In a safe, stable and wealthy country such as Sweden, conforming comes naturally. Things work well if you follow the line. The Swedes have a word for this: “lagom”: neither too much nor too little of anything. Government policies allow for flexibility in how couples decide to use postnatal benefits: while both parents are entitled to 240 days’ leave, 90 of those days are earmarked as a minimum for each parent, and the remaining 150 days can be transferred to the other parent upon consent. This is where traditional expectations seem to come into play. According to a report in the Nordic Labour Journal, mothers often take the majority of that flexible leave. There seem to be two reasons for this: traditional gender dynamics within couples, and corporate expectations in which workplaces pressure fathers to take only those weeks specifically allotted to them.
 

So while family-friendly policies make Sweden stand out, they do not guarantee a more progressive view of a woman’s place in society. And with current politics being influenced by rightwing forces, there is a trend towards returning “traditional family values” to the fore, as if preserving national pride hinged on this. Against that backdrop, there is a risk that rights once thought well protected might be reversed.

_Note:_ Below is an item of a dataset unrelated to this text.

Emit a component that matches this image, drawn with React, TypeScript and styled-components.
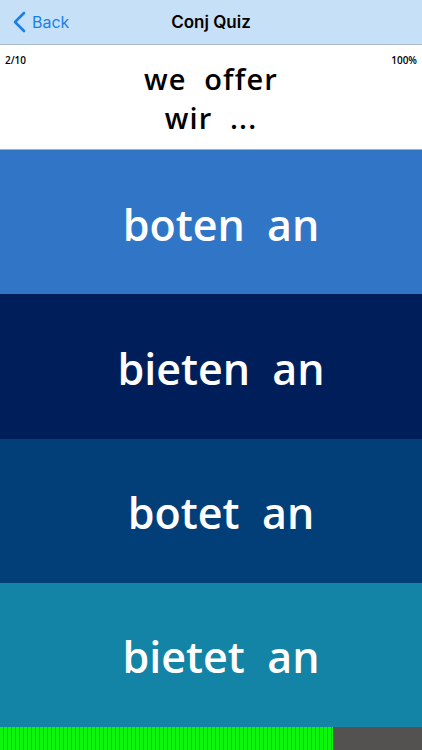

One way of preventing a traditional division of roles from becoming further embedded could be to simply change policies. Anne Lise Ellingsæter, a professor at Oslo University, has argued for a dual parental leave model: parents of a newborn baby would be provided with an equal number of weeks, none of which would be transferable. But limiting flexibility might also mean limiting people’s ability to choose what is right for them. Instead, perhaps we need to look at educating families in gender equality, rather than taking choices away from them. Providing information about the benefits of equally divided parental leave, childcare and duties in the home would be a more sustainable solution.

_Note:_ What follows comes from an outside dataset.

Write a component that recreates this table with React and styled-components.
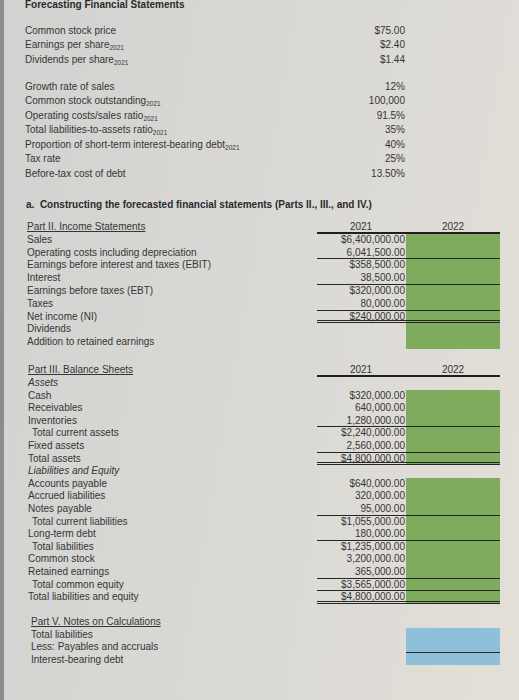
import React from 'react';
import styled, { createGlobalStyle, css } from 'styled-components';

const Global = createGlobalStyle`
  html, body {
    margin: 0;
    padding: 0;
    background: #d8d7d4;
  }
  body {
    font-family: "Liberation Sans", Arial, sans-serif;
    color: #353535;
  }
`;

const Page = styled.div`
  box-sizing: border-box;
  width: 519px;
  min-height: 700px;
  padding: 0 19px 0 26px;
  border-left: 4px solid #8c8c8c;
  background: linear-gradient(100deg, #d2d2d0 0%, #d9d8d5 45%, #e3dfd8 100%);
  font-size: 10px;
  overflow: hidden;
`;

const Title = styled.div`
  font-weight: bold;
  font-size: 10px;
  line-height: 12px;
  margin: -1px 0 0 -5px;
  color: #2b2b2b;
`;

const Heading = styled.div`
  font-weight: bold;
  font-size: 10px;
  line-height: 12px;
  margin: ${p => p.$top}px 0 0 -4px;
  color: #2b2b2b;
  white-space: pre;
`;

const Grid = styled.div`
  display: grid;
  grid-template-columns: 1fr 89px 94px;
  margin-top: ${p => p.$top}px;
`;

const ruleCss = {
  single: css`border-bottom: 1px solid #262626;`,
  thick: css`border-bottom: 2px solid #1f1f1f;`,
  double: css`border-bottom: 3px double #262626;`,
};

const Cell = styled.div`
  box-sizing: border-box;
  height: ${p => p.$h}px;
  line-height: ${p => p.$h - (p.$lift ?? 0)}px;
  white-space: nowrap;
`;

const Label = styled(Cell)`
  margin-left: ${p => p.$left}px;
  padding-left: ${p => (p.$indent ? 4 : 0)}px;
  font-style: ${p => (p.$italic ? 'italic' : 'normal')};
  text-decoration: ${p => (p.$under ? 'underline' : 'none')};
  text-underline-offset: 1px;
`;

const Num = styled(Cell)`
  text-align: ${p => (p.$center ? 'center' : 'right')};
  padding-right: 1px;
  ${p => p.$rule && ruleCss[p.$rule]}
`;

const fills = { green: '#7eab5c', blue: '#8ec1d9' };

const Fill = styled(Cell)`
  text-align: center;
  background: ${p => (p.$fill ? fills[p.$fill] : 'transparent')};
  ${p => p.$rule && ruleCss[p.$rule]}
`;

const Sub = styled.sub`
  font-size: 6.5px;
  vertical-align: -2px;
  line-height: 0;
`;

const y = <Sub>2021</Sub>;

const top1 = [
  ['Common stock price', '$75.00'],
  [<>Earnings per share{y}</>, '$2.40'],
  [<>Dividends per share{y}</>, '$1.44'],
];

const top2 = [
  ['Growth rate of sales', '12%'],
  [<>Common stock outstanding{y}</>, '100,000'],
  [<>Operating costs/sales ratio{y}</>, '91.5%'],
  [<>Total liabilities-to-assets ratio{y}</>, '35%'],
  [<>Proportion of short-term interest-bearing debt{y}</>, '40%'],
  ['Tax rate', '25%'],
  ['Before-tax cost of debt', '13.50%'],
];

const income = [
  { label: 'Part II. Income Statements', under: true, v: '2021', f: '2022', rule: 'thick', head: true },
  { label: 'Sales', v: '$6,400,000.00', fill: 'green' },
  { label: 'Operating costs including depreciation', v: '6,041,500.00', fill: 'green', rule: 'single' },
  { label: 'Earnings before interest and taxes (EBIT)', v: '$358,500.00', fill: 'green' },
  { label: 'Interest', v: '38,500.00', fill: 'green', rule: 'single' },
  { label: 'Earnings before taxes (EBT)', v: '$320,000.00', fill: 'green' },
  { label: 'Taxes', v: '80,000.00', fill: 'green', rule: 'single' },
  { label: 'Net income (NI)', v: '$240,000.00', fill: 'green', rule: 'double' },
  { label: 'Dividends', fill: 'green' },
  { label: 'Addition to retained earnings', fill: 'green' },
];

const balance = [
  { label: 'Part III. Balance Sheets', under: true, v: '2021', f: '2022', rule: 'thick', head: true },
  { label: 'Assets', italic: true },
  { label: 'Cash', v: '$320,000.00', fill: 'green' },
  { label: 'Receivables', v: '640,000.00', fill: 'green' },
  { label: 'Inventories', v: '1,280,000.00', fill: 'green', rule: 'single' },
  { label: 'Total current assets', indent: true, v: '$2,240,000.00', fill: 'green' },
  { label: 'Fixed assets', v: '2,560,000.00', fill: 'green', rule: 'single' },
  { label: 'Total assets', v: '$4,800,000.00', fill: 'green', rule: 'double' },
  { label: 'Liabilities and Equity', italic: true },
  { label: 'Accounts payable', v: '$640,000.00', fill: 'green' },
  { label: 'Accrued liabilities', v: '320,000.00', fill: 'green' },
  { label: 'Notes payable', v: '95,000.00', fill: 'green', rule: 'single' },
  { label: 'Total current liabilities', indent: true, v: '$1,055,000.00', fill: 'green' },
  { label: 'Long-term debt', v: '180,000.00', fill: 'green', rule: 'single' },
  { label: 'Total liabilities', indent: true, v: '$1,235,000.00', fill: 'green' },
  { label: 'Common stock', v: '3,200,000.00', fill: 'green' },
  { label: 'Retained earnings', v: '365,000.00', fill: 'green', rule: 'single' },
  { label: 'Total common equity', indent: true, v: '$3,565,000.00', fill: 'green', rule: 'single' },
  { label: 'Total liabilities and equity', v: '$4,800,000.00', fill: 'green', rule: 'double' },
];

const notes = [
  { label: 'Part V. Notes on Calculations', under: true },
  { label: 'Total liabilities', fill: 'blue' },
  { label: 'Less: Payables and accruals', fill: 'blue', fillRule: 'single' },
  { label: 'Interest-bearing debt', fill: 'blue' },
];

const Table = ({ rows, h, top, left = 0, lift = 1 }) => (
  <Grid $top={top}>
    {rows.map((r, i) => (
      <React.Fragment key={i}>
        <Label $h={h} $lift={lift} $left={left} $indent={r.indent} $italic={r.italic} $under={r.under}>
          {r.label}
        </Label>
        <Num $h={h} $lift={lift} $rule={r.rule} $center={r.head}>
          {r.v}
        </Num>
        <Fill $h={h} $lift={lift} $fill={r.fill} $rule={r.rule || r.fillRule}>
          {r.f}
        </Fill>
      </React.Fragment>
    ))}
  </Grid>
);

const Simple = ({ rows, top }) => (
  <Grid $top={top}>
    {rows.map(([label, v], i) => (
      <React.Fragment key={i}>
        <Label $h={14.5} $left={-5}>{label}</Label>
        <Num $h={14.5}>{v}</Num>
        <Fill $h={14.5} />
      </React.Fragment>
    ))}
  </Grid>
);

export default function App() {
  return (
    <>
      <Global />
      <Page>
        <Title>Forecasting Financial Statements</Title>
        <Simple rows={top1} top={12.75} />
        <Simple rows={top2} top={12.5} />
        <Heading $top={17.75}>{'a.  Constructing the forecasted financial statements (Parts II., III., and IV.)'}</Heading>
        <Table rows={income} h={12.8} top={10} left={-3} />
        <Table rows={balance} h={12.6} top={15.5} left={-2} />
        <Table rows={notes} h={12.5} top={11.5} left={1} lift={-1} />
      </Page>
    </>
  );
}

Because their country is so often cast in a positive light on social issues, many Swedes find it difficult to express dissatisfaction, for fear of sounding ungrateful. This leaves us with a catch-22 situation, where the inequalities that exist are brushed to one side and never debated, because “we’re lucky enough with things as they are”.

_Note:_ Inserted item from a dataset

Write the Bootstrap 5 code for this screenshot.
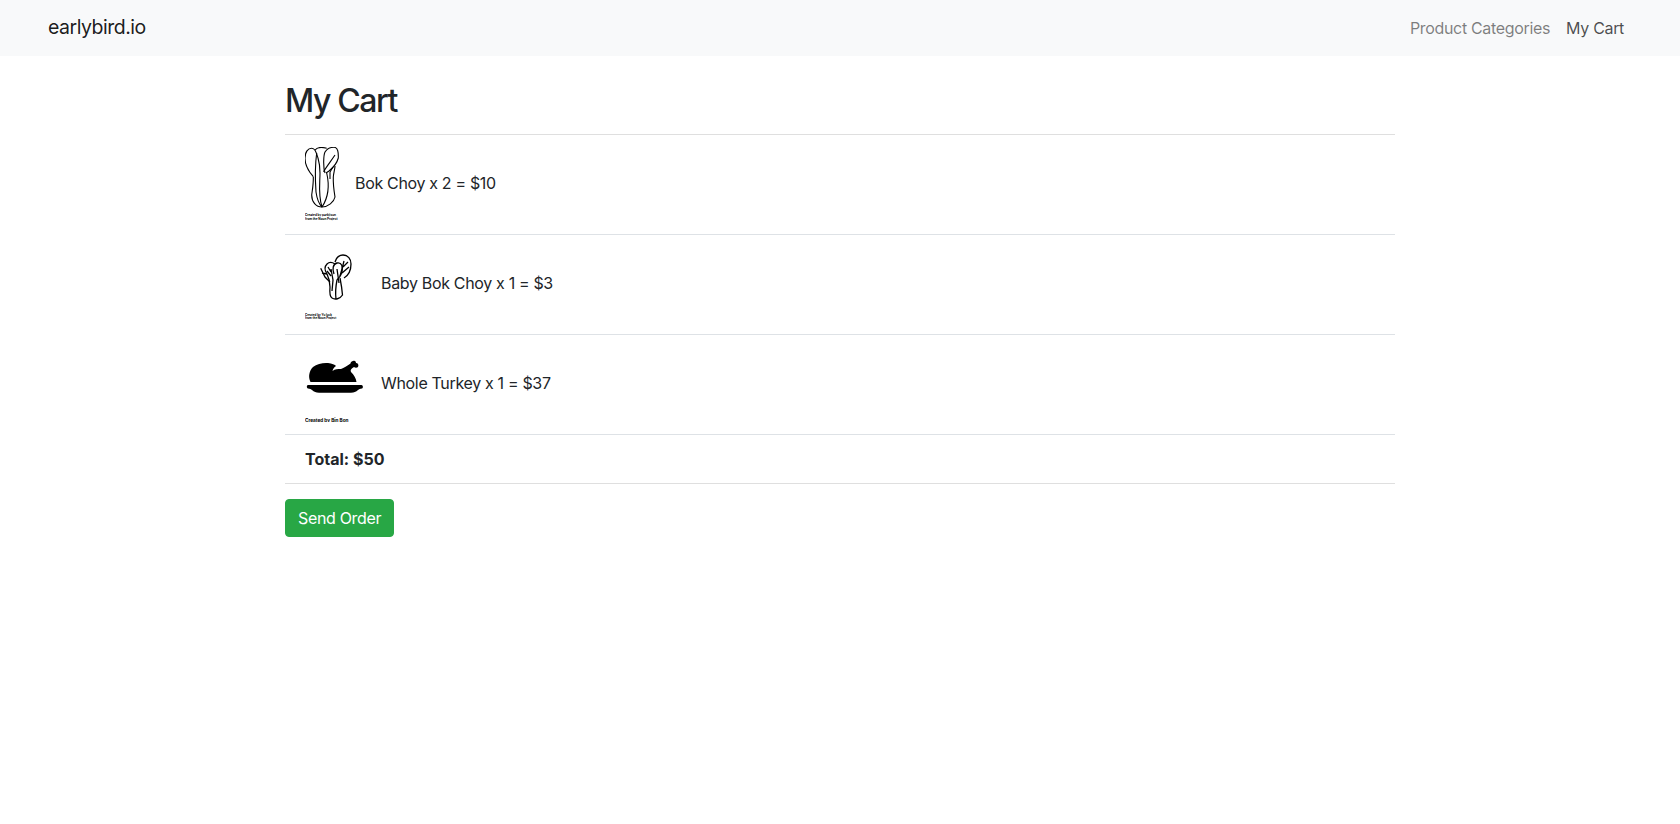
<!DOCTYPE html>
<html lang="en">

<head>
    <meta charset="utf-8">
    <meta name="viewport" content="width=device-width, initial-scale=1.0">
    <title>earlybird.io</title>
    <link href="https://cdn.jsdelivr.net/npm/bootstrap@5.3.0/dist/css/bootstrap.min.css" rel="stylesheet">
    <style>
        body { font-family: Inter, "Liberation Sans", sans-serif; color: #212529; letter-spacing: -.33px; }
        .top-bar { height: 56px; padding: 8px 48px; }
        .top-bar .navbar-brand { font-size: 19.5px; margin: 0; color: rgba(0, 0, 0, .9); letter-spacing: -.5px; }
        .top-bar .nav-link { color: rgba(0, 0, 0, .5); padding: 8px; }
        .top-bar .nav-link.active { color: rgba(0, 0, 0, .7); }
        .cart-wrap { max-width: 1110px; margin: 0 auto; padding-top: 26px; }
        .cart-title { font-size: 32px; font-weight: 500; line-height: 1.2; margin-bottom: 14px; letter-spacing: -1.4px; }
        .cart-list { border-bottom: 1px solid rgba(0, 0, 0, .125); border-top: 1px solid rgba(0, 0, 0, .125); }
        .cart-list .list-group-item { padding: 12px 20px; display: flex; align-items: center; gap: 12px; }
        .cart-list .list-group-item > span { padding-bottom: 4px; }
        .cart-total { letter-spacing: 0; }
        .cart-pic { height: 75px; display: block; flex: none; letter-spacing: 0; }
        .pic-credit { font-family: Inter, sans-serif; font-weight: 700; fill: #000; stroke: none; }
        .credit-bok { font-size: 3.05px; }
        .credit-baby { font-size: 2.95px; }
        .credit-turkey { font-size: 4.7px; }
        .send-btn { background: #28a745; border-color: #28a745; border-radius: 4px; margin-top: 15px; padding: 6px 12px; letter-spacing: -.33px; }
    </style>
</head>

<body>
<nav class="navbar navbar-expand-md bg-light top-bar">
    <a class="navbar-brand" href="#">earlybird.io</a>
    <div class="navbar-nav ms-auto flex-row">
        <a class="nav-link" href="#">Product Categories</a>
        <a class="nav-link active" href="#">My Cart</a>
    </div>
</nav>

<div class="cart-wrap">
    <h1 class="cart-title">My Cart</h1>
    <ul class="list-group list-group-flush cart-list">
        <li class="list-group-item">
            <svg class="cart-pic" width="38" height="75" viewBox="0 0 38 75" fill="none" stroke="#000" stroke-width="1.1">
                <path d="M8.3 29.7C5 26 0 20 0 11.3C0 5 3 1.3 6.7 1.3C10 1.3 11 5 13 11C14.5 16 15 22 15 26"/>
                <path d="M10 3C12 .5 17 0 21.7 1.3"/>
                <path d="M20 26C18 20 18.5 8 20 5C22 2 26 .3 29 .3C33 .3 33.5 6 33.3 11C32 16 29 20 24 24L21 26"/>
                <path d="M8.3 29.7C8.5 37 7.5 42 6.7 48C6.7 55 11 60 17 60C23 60 29 55 30 50C29 44 28 38 28.3 30C28.5 26 30 22 30 19"/>
                <path d="M11.7 6C10 18 10 30 11 45C12 52 14 57 17 60"/>
                <path d="M15 26C15 36 13 48 17 60M21.7 26C24 36 25 48 17 60"/>
                <path d="M30 8C26 14 22 19 18.5 24.7M25 25L25 32M28 20L25 25"/>
                <text class="pic-credit credit-bok" x="0" y="69">Created by parkjisun</text>
                <text class="pic-credit credit-bok" x="0" y="73">from the Noun Project</text>
            </svg>
            <span>Bok Choy x 2 = $10</span>
        </li>
        <li class="list-group-item">
            <svg class="cart-pic" width="64" height="75" viewBox="0 0 64 75" fill="none" stroke="#000" stroke-width="1.3">
                <path d="M30 15C31 10 35 8 38 8C43 8 46 12 46 17C46 23 44 28 39 31"/>
                <path d="M30 17C27 15 24 15 22 17C19 20 20 24 22 27"/>
                <path d="M15.7 21.3L20 30L25 35M17 26L22 27"/>
                <path d="M22 27C24 31 25 34 25 40C24.5 46 25 50 27 51C30 53 35 52 37.5 48C37 42 36 36 35 31"/>
                <path d="M29 27C27 22 28 17 32 16C37 15 38 20 37 25C36 29 34 31 32 33C31 38 30 44 31 52"/>
                <path d="M26 22L28 33L27 44M32 22L34 36M39 14L37 22L35 29M43 15L38 20M44 20L37 26M23 20L26 25M22 24L26 29"/>
                <text class="pic-credit credit-baby" x="0" y="69">Created by Yu luck</text>
                <text class="pic-credit credit-baby" x="0" y="72">from the Noun Project</text>
            </svg>
            <span>Baby Bok Choy x 1 = $3</span>
        </li>
        <li class="list-group-item">
            <svg class="cart-pic" width="64" height="75" viewBox="0 0 64 75">
                <path d="M5.5 35C3 30 4 24 8 20C12 17 18 15.5 23 16C27 16.5 30 17.5 31 19C29 20 28 22 27.5 24C30 22 33 22 36 22C39 21 42 19 45.5 16.5C45.5 15 47 14 48 14C50 13 51 14.5 51 16C53 16 54 18 53 20C52 21 50 21 49 20C46 22 45 23 46 25C49 28 51 31 51.5 35Z"/>
                <path d="M3 38H56.5C58 38 58.5 41 57 41.5C55 42 54 42 53 43C51 45 49 45.7 46 45.7H14C11 45.7 9 45 7 43C6 42 5 42 3 41.5C1.5 41 1.5 38 3 38Z"/>
                <text class="pic-credit credit-turkey" x="0" y="74.5">Created by Bin Bon</text>
            </svg>
            <span>Whole Turkey x 1 = $37</span>
        </li>
        <li class="list-group-item fw-bold cart-total">Total: $50</li>
    </ul>
    <button type="button" class="btn btn-success send-btn">Send Order</button>
</div>

</body>

</html>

Yet change is happening at a grassroots level. I recently came across a set of Swedish-language Instagram accounts dedicated to educating women (and men) about equality, family life and gender norms. One such account, @mansbebisar (translation: man babies) has gained a following of more than 70,000 people in just 18 months since its launch. The posts make it clear that Swedish households are anything but equal: women still take on the majority of the workload in the home, care for their children and project-manage the family. They also shed light on how taking up the bulk of parental leave means women find themselves financially disadvantaged – a frequent topic in social media discussions.

Accounts such as these help women and men understand how they need to change. It’s as if progress was being mapped out by digital communities before – hopefully – reaching the political realm. There’s no denying family policies are better in Sweden than in many other countries. But to think there’s no room for improvement would be foolish. The Swedish model shouldn’t be seen as perfect, but rather as a good indicator both of what works and what steps still need to be taken on the long journey towards a truly gender-equal society.